Anna has been testing her transposon sequencing pipeline, and needing some help processing some of her Illumina reads. In short, she needed to remove sequenced invariant transposon region (essentially a 5′ adapter sequence), trim the remaining (hopefully genomic) sequence to a reasonable 40nt, and then tabulate the reads since there were likely going to be duplicates in there that don’t need to be considered independently. Here is what I did.
# For removing the adapter and trimming the reads down, I used a program called cutadapt.
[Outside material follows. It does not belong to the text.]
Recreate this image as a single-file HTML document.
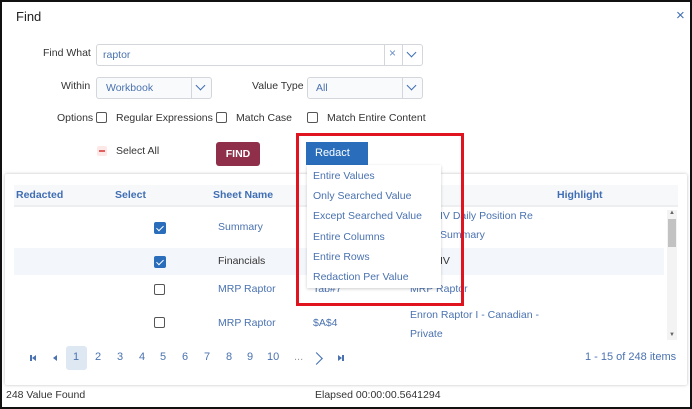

Here's information for it, as well as how I installed and used it below.
## Run the commands below in Bash (they tell conda where else to look for the program)
$ conda config --add channels defaults
$ conda config --add channels bioconda
$ conda config --add channels conda-forge
$ conda config --set channel_priority strict
## Since my laptop uses an M1 processor
$ CONDA_SUBDIR=osx-64 conda create -n cutadaptenv cutadapt
## Activate the conda environment
$ conda activate cutadaptenv
## Now trying this for the actual transposon sequencing files
$ cutadapt -g AGAATGCATGCGTCAATTTTACGCAGACTATCTTTGTAGGGTTAA -l 40 -o sample1_trimmed.fastq sample1.assembled.fastq
This should have created a file called “sample1_trimmed.fastq”. OK, next is tabulating the reads that are there. I used a program called 2fast2q for this.
## I liked to do this in the same cutadaptenv environment, so in case it was deactivated, here I am activating it again.
$ conda activate cutadaptenv
## Installing with pip, which is easy.
$ pip install fast2q
## Now running it on the actual file. I think you have to already be in the directory with the file you want (since you don't specify the file in the command).
$ python -m fast2q -c --mo EC --m 2
## Note: the "python -m fast2q -c" is to run it on the command line, rather than the graphical interface. "--mo EC" is to run it in the Extract and Count mode. "--m 2" is to allow 2 nucleotides of mismatches.